Qu’à cela ne tienne, le ministère recommande désormais au ministre Fournier de vendre à Brossard. Le dossier prend donc une nouvelle orientation à l’hiver 2006. En janvier 2007, l’offre d’achat de la municipalité est échue sans qu’il y ait eu entente, ce qui clôt le dossier.
Une semaine plus tard, la Fondation F. Catania présente un projet d’offre d’achat conditionnelle à l’obtention d’une subvention gouvernementale d’environ deux millions. L’idée de Mme Houda-Pepin est maintenant portée par Catania, à moins que ce ne soit Catania qui ait soumis le concept à la députée. Mais cela, le rapport ne l’indique pas.
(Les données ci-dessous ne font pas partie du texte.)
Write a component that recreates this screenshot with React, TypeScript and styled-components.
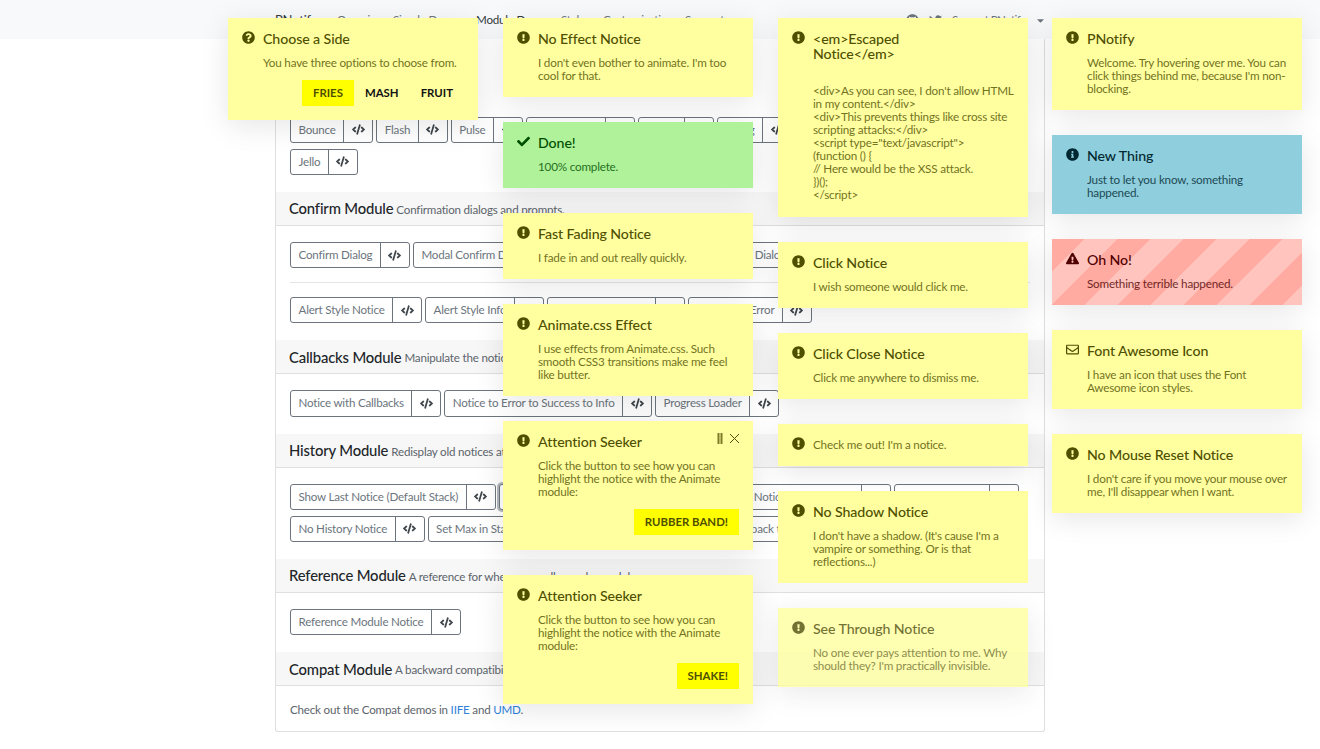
import React from 'react';
import styled, { createGlobalStyle } from 'styled-components';
import {
  FaExclamationCircle,
  FaQuestionCircle,
  FaCheck,
  FaInfoCircle,
  FaExclamationTriangle,
  FaRegEnvelope,
  FaCode,
  FaGithub,
  FaTwitter,
  FaCaretDown,
} from 'react-icons/fa';

const Global = createGlobalStyle`
  html, body { margin: 0; padding: 0; height: 749px; overflow: hidden; background: #fff; }
  body { font-family: "Lato", "Open Sans", sans-serif; font-size: 11.6px; letter-spacing: -.2px; color: #212529; }
  * { box-sizing: border-box; }
`;

const Page = styled.div`
  position: relative;
  width: 1320px;
  height: 749px;
  overflow: hidden;
`;

const Navbar = styled.nav`
  height: 39px;
  background: #f8f9fa;
  padding: 13px 0 0 275px;
  display: flex;
  align-items: flex-start;
  font-size: 11.6px;
  line-height: 14px;
  color: #6c757d;
`;

const Brand = styled.span`
  color: #343a40;
  font-size: 13px;
  width: 62px;
`;

const NavLink = styled.span<{ $w: number; $active?: boolean }>`
  width: ${(p) => p.$w}px;
  flex: none;
  white-space: nowrap;
  color: ${(p) => (p.$active ? '#343a40' : '#6c757d')};
`;

const NavRight = styled.div`
  margin-left: 171px;
  display: flex;
  align-items: center;
  gap: 10px;
  color: #6c757d;
  svg { flex: none; }
`;

const NavRightLabel = styled.span`
  width: 73px;
  flex: none;
  white-space: nowrap;
  letter-spacing: -.6px;
`;

const Card = styled.main`
  margin-left: 275px;
  width: 770px;
  height: 693px;
  border: 1px solid #dfdfdf;
  border-top: 0;
  border-radius: 0 0 3px 3px;
`;

const Header = styled.header`
  height: 34px;
  background: #f7f7f7;
  border-bottom: 1px solid #dfdfdf;
  padding: 0 13px;
  display: flex;
  align-items: center;
  gap: 3px;
  white-space: nowrap;
  overflow: hidden;
`;

const HeaderTitle = styled.span`
  font-size: 14.8px;
  letter-spacing: -.15px;
  font-weight: 500;
  color: #212529;
`;

const HeaderSub = styled.span`
  font-size: 11.6px;
  color: #5c646b;
  padding-top: 2px;
`;

const Body = styled.section<{ $top?: number }>`
  padding: ${(p) => p.$top ?? 16}px 14px 17px;
`;

const Row = styled.div`
  display: flex;
  flex-wrap: wrap;
  gap: 6px 3px;
`;

const Rule = styled.hr`
  border: 0;
  border-top: 1px solid #e4e4e4;
  margin: 14px 0;
`;

const Group = styled.div<{ $focus?: boolean }>`
  display: flex;
  height: 26.2px;
  border: 1px solid #6c757d;
  border-radius: 3px;
  color: #6c757d;
  background: #fff;
  box-shadow: ${(p) => (p.$focus ? '0 0 0 2px rgba(108,117,125,.5)' : 'none')};
`;

const GroupLabel = styled.span`
  padding: 0 7.5px;
  line-height: 24px;
  font-size: 11.6px;
  letter-spacing: -.2px;
  white-space: nowrap;
`;

const GroupCode = styled.span`
  width: 29px;
  border-left: 1px solid #6c757d;
  display: flex;
  align-items: center;
  justify-content: center;
  color: #3f464c;
  font-size: 13px;
`;

const Para = styled.p`
  margin: 1px 0 0;
  font-size: 11.6px;
  line-height: 14px;
  color: #5c646b;
`;

const Anchor = styled.a`
  color: #2f7fd8;
`;

const Stack = styled.div<{ $left: number }>`
  position: absolute;
  top: 18px;
  left: ${(p) => p.$left}px;
  width: 250px;
  display: flex;
  flex-direction: column;
  gap: 25px;
`;

type Kind = 'notice' | 'info' | 'success' | 'error';
const bg: Record<Kind, string> = { notice: '#ffffa0', info: '#8fcedd', success: '#aff29a', error: '#ffaba2' };
const fg: Record<Kind, string> = { notice: '#4f4f00', info: '#012831', success: '#004e00', error: '#4f0000' };

const Box = styled.div<{ $kind: Kind; $flat?: boolean; $ghost?: boolean; $tall?: boolean }>`
  position: relative;
  display: grid;
  grid-template-columns: 20px 1fr;
  padding: 12.5px 14px ${(p) => (p.$tall ? 16 : 15)}px 15px;
  background-color: ${(p) => bg[p.$kind]};
  background-image: ${(p) =>
    p.$kind === 'error'
      ? 'repeating-linear-gradient(135deg, transparent, transparent 23.3px, rgba(255,255,255,.3) 23.3px, rgba(255,255,255,.3) 46.6px)'
      : 'none'};
  color: ${(p) => fg[p.$kind]};
  box-shadow: ${(p) => (p.$flat ? 'none' : '0 6px 28px 0 rgba(0,0,0,.1)')};
  opacity: ${(p) => (p.$ghost ? 0.8 : 1)};
`;

const IconCell = styled.div`
  font-size: 13px;
  line-height: 0;
  margin-left: -1px;
`;

const Title = styled.div`
  font-size: 14.2px;
  letter-spacing: -.1px;
  line-height: 15px;
  font-weight: 500;
  margin-bottom: 10.5px;
`;

const Text = styled.div<{ $bare?: boolean }>`
  font-size: 11.7px;
  line-height: 13px;
  margin-top: ${(p) => (p.$bare ? 1.5 : 0)}px;
  white-space: pre-wrap;
  opacity: .8;
`;

const Actions = styled.div`
  grid-column: 1 / 3;
  margin-top: 11px;
  margin-bottom: -1px;
  display: flex;
  justify-content: flex-end;
`;

const ActionButton = styled.span<{ $primary?: boolean }>`
  height: 26px;
  padding: 0 11px;
  line-height: 26px;
  font-size: 11.4px;
  letter-spacing: 0;
  font-weight: 700;
  white-space: nowrap;
  background: ${(p) => (p.$primary ? '#ffff00' : 'transparent')};
  color: ${(p) => (p.$primary ? '#4f4f00' : '#111')};
`;

const Controls = styled.div`
  position: absolute;
  top: 12px;
  right: 13px;
  display: flex;
  align-items: center;
  gap: 6px;
  color: #4f4f00;
`;

const Button = ({ label, focus }: { label: string; focus?: boolean }) => (
  <Group $focus={focus}>
    <GroupLabel>{label}</GroupLabel>
    <GroupCode>
      <FaCode />
    </GroupCode>
  </Group>
);

const Section = ({ title, sub }: { title: string; sub: string }) => (
  <Header>
    <HeaderTitle>{title}</HeaderTitle>
    <HeaderSub>{sub}</HeaderSub>
  </Header>
);

type NoticeProps = {
  kind?: Kind;
  icon?: React.ReactNode;
  title?: React.ReactNode;
  text: string;
  flat?: boolean;
  ghost?: boolean;
  tall?: boolean;
  children?: React.ReactNode;
};

const Notice = ({ kind = 'notice', icon = <FaExclamationCircle />, title, text, flat, ghost, tall, children }: NoticeProps) => (
  <Box $kind={kind} $flat={flat} $ghost={ghost} $tall={tall}>
    <IconCell>{icon}</IconCell>
    <div>
      {title && <Title>{title}</Title>}
      <Text $bare={!title}>{text}</Text>
    </div>
    {children}
  </Box>
);

const PauseClose = () => (
  <Controls>
    <svg width="6" height="11" viewBox="0 0 6 11">
      <rect x="0.5" y="0" width="2" height="11" fill="currentColor" opacity=".75" />
      <rect x="3.5" y="0" width="2" height="11" fill="currentColor" opacity=".75" />
    </svg>
    <svg width="11" height="11" viewBox="0 0 11 11">
      <path d="M1 1l9 9M10 1l-9 9" stroke="currentColor" strokeWidth="1" fill="none" />
    </svg>
  </Controls>
);

const xss = `
<div>As you can see, I don't allow HTML in my content.</div>
<div>This prevents things like cross site scripting attacks:</div>
<script type="text/javascript">
(function () {
// Here would be the XSS attack.
})();
</script>`;

export default function App() {
  return (
    <Page>
      <Global />
      <Navbar>
        <Brand>PNotify</Brand>
        <NavLink $w={56}>Overview</NavLink>
        <NavLink $w={83}>Simple Demos</NavLink>
        <NavLink $w={85} $active>Module Demos</NavLink>
        <NavLink $w={42}>Styles</NavLink>
        <NavLink $w={82}>Customization</NavLink>
        <NavLink $w={50}>Support</NavLink>
        <NavRight>
          <FaGithub size={13} />
          <FaTwitter size={13} />
          <NavRightLabel>Support PNotify</NavRightLabel>
          <FaCaretDown size={11} />
        </NavRight>
      </Navbar>

      <Card>
        <Body $top={77.6}>
          <Row>
            {['Bounce', 'Flash', 'Pulse', 'Rubber Band', 'Shake', 'Swing', 'Tada', 'Wobble Head Effect', 'Jello'].map((b) => (
              <Button key={b} label={b} />
            ))}
          </Row>
        </Body>
        <Section title="Confirm Module" sub="Confirmation dialogs and prompts." />
        <Body>
          <Row>
            <Button label="Confirm Dialog" />
            <Button label="Modal Confirm Dialog" />
            <Button label="Prompt Dialog" />
            <Button label="Modal Text Dialog" />
          </Row>
          <Rule />
          <Row>
            <Button label="Alert Style Notice" />
            <Button label="Alert Style Info" />
            <Button label="Alert Style Success" />
            <Button label="Alert Style Error" />
          </Row>
        </Body>
        <Section title="Callbacks Module" sub="Manipulate the notice during its lifecycle." />
        <Body>
          <Row>
            <Button label="Notice with Callbacks" />
            <Button label="Notice to Error to Success to Info" />
            <Button label="Progress Loader" />
          </Row>
        </Body>
        <Section title="History Module" sub="Redisplay old notices at any time." />
        <Body>
          <Row>
            <Button label="Show Last Notice (Default Stack)" />
            <Button label="Show Last Notice (Bottom Left)" focus />
            <Button label="Show All Notices (Top Center)" />
            <Button label="Clear All History" />
            <Button label="No History Notice" />
            <Button label="Set Max in Stack (Maximum Open)" />
            <Button label="Use Notice with Fallback to Default" />
          </Row>
        </Body>
        <Section title="Reference Module" sub="A reference for when you really need a module." />
        <Body>
          <Row>
            <Button label="Reference Module Notice" />
          </Row>
        </Body>
        <Section title="Compat Module" sub="A backward compatibility layer." />
        <Body>
          <Para>
            Check out the Compat demos in <Anchor>IIFE</Anchor> and <Anchor>UMD</Anchor>.
          </Para>
        </Body>
      </Card>

      <Stack $left={228}>
        <Notice icon={<FaQuestionCircle />} title="Choose a Side" text="You have three options to choose from.">
          <Actions>
            <ActionButton $primary>FRIES</ActionButton>
            <ActionButton>MASH</ActionButton>
            <ActionButton>FRUIT</ActionButton>
          </Actions>
        </Notice>
      </Stack>

      <Stack $left={503}>
        <Notice title="No Effect Notice" text="I don't even bother to animate. I'm too cool for that." />
        <Notice kind="success" icon={<FaCheck />} title="Done!" text="100% complete." />
        <Notice title="Fast Fading Notice" text="I fade in and out really quickly." />
        <Notice title="Animate.css Effect" text="I use effects from Animate.css. Such smooth CSS3 transitions make me feel like butter." />
        <Notice tall title="Attention Seeker" text="Click the button to see how you can highlight the notice with the Animate module:">
          <PauseClose />
          <Actions>
            <ActionButton $primary>RUBBER BAND!</ActionButton>
          </Actions>
        </Notice>
        <Notice tall title="Attention Seeker" text="Click the button to see how you can highlight the notice with the Animate module:">
          <Actions>
            <ActionButton $primary>SHAKE!</ActionButton>
          </Actions>
        </Notice>
      </Stack>

      <Stack $left={778}>
        <Notice tall title={<>&lt;em&gt;Escaped<br />Notice&lt;/em&gt;</>} text={xss} />
        <Notice title="Click Notice" text="I wish someone would click me." />
        <Notice title="Click Close Notice" text="Click me anywhere to dismiss me." />
        <Notice text="Check me out! I'm a notice." />
        <Notice flat title="No Shadow Notice" text="I don't have a shadow. (It's cause I'm a vampire or something. Or is that reflections...)" />
        <Notice ghost title="See Through Notice" text="No one ever pays attention to me. Why should they? I'm practically invisible." />
      </Stack>

      <Stack $left={1052}>
        <Notice title="PNotify" text="Welcome. Try hovering over me. You can click things behind me, because I'm non-blocking." />
        <Notice kind="info" icon={<FaInfoCircle />} title="New Thing" text="Just to let you know, something happened." />
        <Notice kind="error" icon={<FaExclamationTriangle />} title="Oh No!" text="Something terrible happened." />
        <Notice icon={<FaRegEnvelope />} title="Font Awesome Icon" text="I have an icon that uses the Font Awesome icon styles." />
        <Notice title="No Mouse Reset Notice" text="I don't care if you move your mouse over me, I'll disappear when I want." />
      </Stack>
    </Page>
  );
}
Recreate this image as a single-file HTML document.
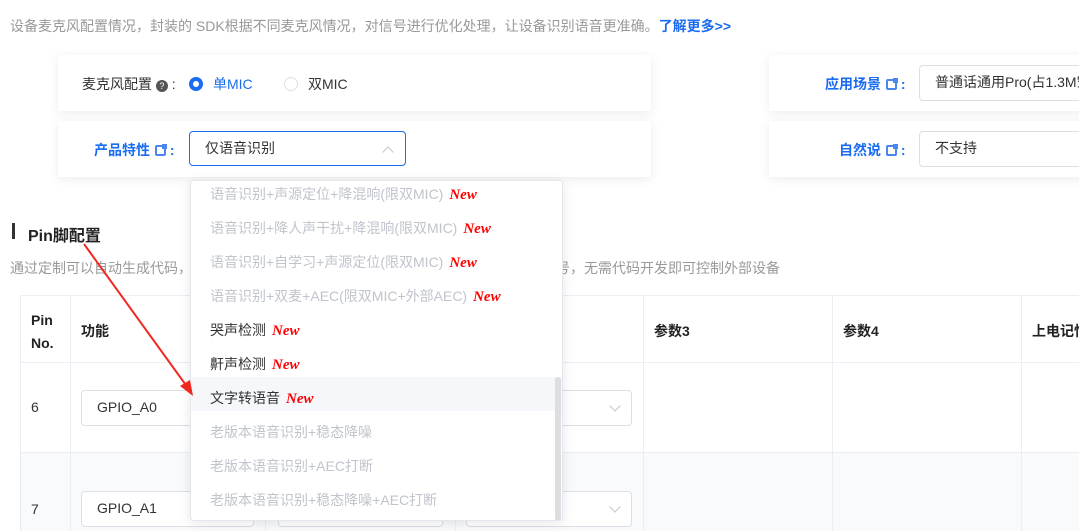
<!DOCTYPE html>
<html><head><meta charset="utf-8"><style>
*{margin:0;padding:0;box-sizing:border-box}
body{width:1079px;height:531px;overflow:hidden;background:#fff;font-family:"Liberation Sans","Noto Sans CJK SC",sans-serif;font-size:14px;color:#333;position:relative}
.a{position:absolute}
.card{position:absolute;background:#fff;box-shadow:0 2px 10px rgba(0,0,0,.08)}
.blue{color:#1a6cf0}
.lbl{font-weight:bold;color:#1a6cf0}
.ext{display:inline-block;width:11px;height:11px;border:2px solid #4a86f0;border-radius:2px;vertical-align:-1px;margin-left:5px;position:relative}
.ext:after{content:"";position:absolute;right:-3px;top:-3px;width:5px;height:5px;background:#4a86f0}
.inp{position:absolute;border:1px solid #dcdfe6;border-radius:4px;background:#fff;padding-left:15px;line-height:32px;color:#333}
.th{position:absolute;font-weight:bold;color:#222}
.vl{position:absolute;width:1px;background:#ebeef5}
.hl{position:absolute;height:1px;background:#ebeef5}
.chev{position:absolute;width:8px;height:8px;border-right:1px solid #c0c4cc;border-bottom:1px solid #c0c4cc;transform:rotate(45deg)}
.it{position:absolute;left:19px;font-size:14px;color:#c0c4cc;white-space:nowrap}
.it.d{color:#333}
.new{font-family:"Liberation Serif",serif;font-style:italic;font-weight:bold;color:#f00;margin-left:6px;font-size:15px}
</style></head><body>
<div class="a" style="left:10px;top:16px;font-size:14px;color:#999;white-space:nowrap">设备麦克风配置情况，封装的 SDK根据不同麦克风情况，对信号进行优化处理，让设备识别语音更准确。<b class="blue">了解更多&gt;&gt;</b></div>

<div class="card" style="left:58px;top:55px;width:593px;height:56px"></div>
<div class="a" style="left:82px;top:74px;color:#333">麦克风配置 <span style="display:inline-block;width:12px;height:12px;border-radius:50%;background:#555;color:#fff;font-size:9px;text-align:center;line-height:12px;vertical-align:0">?</span> :</div>
<div class="a" style="left:189px;top:77px;width:14px;height:14px;border-radius:50%;background:#1a6cf0"><div class="a" style="left:4px;top:4px;width:6px;height:6px;border-radius:50%;background:#fff"></div></div>
<div class="a blue" style="left:213px;top:74px">单MIC</div>
<div class="a" style="left:284px;top:77px;width:14px;height:14px;border-radius:50%;border:1px solid #dcdfe6"></div>
<div class="a" style="left:308px;top:74px">双MIC</div>

<div class="card" style="left:58px;top:121px;width:593px;height:56px"></div>
<div class="a lbl" style="left:94px;top:140px">产品特性<span class="ext"></span> :</div>
<div class="inp" style="left:189px;top:131px;width:217px;height:35px;border-color:#1a6cf0">仅语音识别</div>
<div class="chev" style="left:384px;top:148px;transform:rotate(225deg)"></div>

<div class="card" style="left:769px;top:55px;width:320px;height:56px"></div>
<div class="a lbl" style="left:825px;top:74px">应用场景<span class="ext"></span> :</div>
<div class="inp" style="left:919px;top:65px;width:200px;height:36px;white-space:nowrap">普通话通用Pro(占1.3M空间)</div>
<div class="card" style="left:769px;top:121px;width:320px;height:56px"></div>
<div class="a lbl" style="left:839px;top:140px">自然说<span class="ext"></span> :</div>
<div class="inp" style="left:919px;top:131px;width:200px;height:36px">不支持</div>

<div class="a" style="left:12px;top:223px;width:3px;height:16px;background:#333"></div>
<div class="a" style="left:28px;top:222px;font-size:16px;font-weight:bold;color:#222">Pin脚配置</div>
<div class="a" style="left:10px;top:258px;font-size:14px;color:#999;white-space:nowrap">通过定制可以自动生成代码，把开发板引脚配置为各种外部设备需要的控制信号、检测信号，无需代码开发即可控制外部设备</div>

<!-- table -->
<div class="a" style="left:20px;top:362px;width:1059px;height:90px;background:#fff"></div>
<div class="a" style="left:20px;top:452px;width:1059px;height:79px;background:#f9fafb"></div>
<div class="hl" style="left:20px;top:295px;width:1059px"></div>
<div class="hl" style="left:20px;top:362px;width:1059px"></div>
<div class="hl" style="left:20px;top:452px;width:1059px"></div>
<div class="vl" style="left:20px;top:295px;height:236px"></div>
<div class="vl" style="left:70px;top:295px;height:236px"></div>
<div class="vl" style="left:265px;top:295px;height:236px"></div>
<div class="vl" style="left:455px;top:295px;height:236px"></div>
<div class="vl" style="left:643px;top:295px;height:236px"></div>
<div class="vl" style="left:832px;top:295px;height:236px"></div>
<div class="vl" style="left:1021px;top:295px;height:236px"></div>
<div class="th" style="left:31px;top:309px;line-height:23px">Pin<br>No.</div>
<div class="th" style="left:81px;top:321px">功能</div>
<div class="th" style="left:654px;top:321px">参数3</div>
<div class="th" style="left:843px;top:321px">参数4</div>
<div class="th" style="left:1032px;top:321px;white-space:nowrap">上电记忆</div>
<div class="a" style="left:31px;top:399px">6</div>
<div class="a" style="left:31px;top:501px">7</div>
<div class="inp" style="left:81px;top:390px;width:173px;height:36px">GPIO_A0</div>
<div class="inp" style="left:81px;top:491px;width:173px;height:36px">GPIO_A1</div>
<div class="inp" style="left:278px;top:390px;width:165px;height:36px"></div>
<div class="inp" style="left:278px;top:491px;width:165px;height:36px"></div>
<div class="inp" style="left:466px;top:390px;width:166px;height:36px"></div>
<div class="inp" style="left:466px;top:491px;width:166px;height:36px"></div>
<div class="chev" style="left:611px;top:402px"></div>
<div class="chev" style="left:611px;top:503px"></div>

<!-- dropdown -->
<div class="a" style="left:190px;top:180px;width:373px;height:341px;background:#fff;border:1px solid #e4e7ed;border-radius:4px;box-shadow:0 2px 12px rgba(0,0,0,.1);overflow:hidden">
<div class="a" style="left:0;top:196px;width:372px;height:34px;background:#f5f7fa"></div>
<div class="it" style="top:3px">语音识别+声源定位+降混响(限双MIC)<span class="new">New</span></div>
<div class="it" style="top:37px">语音识别+降人声干扰+降混响(限双MIC)<span class="new">New</span></div>
<div class="it" style="top:71px">语音识别+自学习+声源定位(限双MIC)<span class="new">New</span></div>
<div class="it" style="top:105px">语音识别+双麦+AEC(限双MIC+外部AEC)<span class="new">New</span></div>
<div class="it d" style="top:139px">哭声检测<span class="new">New</span></div>
<div class="it d" style="top:173px">鼾声检测<span class="new">New</span></div>
<div class="it d" style="top:207px">文字转语音<span class="new">New</span></div>
<div class="it" style="top:241px">老版本语音识别+稳态降噪</div>
<div class="it" style="top:275px">老版本语音识别+AEC打断</div>
<div class="it" style="top:309px">老版本语音识别+稳态降噪+AEC打断</div>
<div class="a" style="left:364px;top:196px;width:6px;height:144px;border-radius:3px;background:#dddee1"></div>
</div>

<!-- arrow -->
<svg class="a" style="left:0;top:0" width="1079" height="531"><line x1="84" y1="244" x2="188" y2="388" stroke="#f0271e" stroke-width="2"/><polygon points="193,396 180,386 190,380" fill="#f0271e"/></svg>
</body></html>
Chose certaine, Michelle Courchesne, qui a pris le relais de son collègue Fournier, autorise alors la vente de gré à gré à Catania. Le 16 juillet 2008, Catania achète l’immeuble pour 600 000 $ avec l’appui de la ministre des Affaires municipales d’alors, Nathalie Normandeau, qui lui a promis une subvention 3,8 millions.
Un an plus tard, Catania abandonne son projet communautaire et choisit plutôt de faire fructifier son investissement. Il vend la propriété pour 1,6 million à un promoteur immobilier désireux d’y construire des condos.
Alerté par les médias en février 2010, le ministère de l’Éducation demande au ministère de la Justice d’évaluer la possibilité d’annuler la transaction. Six mois plus tard, le jour même où Jean-Marc Fournier devient ministre de la Justice, le dossier est classé. On invoque alors les « nombreuses suppositions et hypothèses et l’incertitude qu’un tribunal en vienne à la conclusion que la vente effectuée par la CSR doive être frappée de nullité ».
Outre la plainte à l’UPAC, la sous-ministre recommande dans son rapport de blâmer la Commission scolaire Riverside pour ne pas avoir respecté les clauses du Règlement, comme le précisait la lettre d’autorisation de la ministre Courchesne. Selon le rapport, l’erreur relèverait à l’origine du directeur général de la CSR, Kevin Lukian. C’est ce qui « a conféré à la Fondation F. Catania le droit de revendre à profit le terrain […] sans devoir exercer auprès de la CSR le droit de premier refus pourtant exigé ».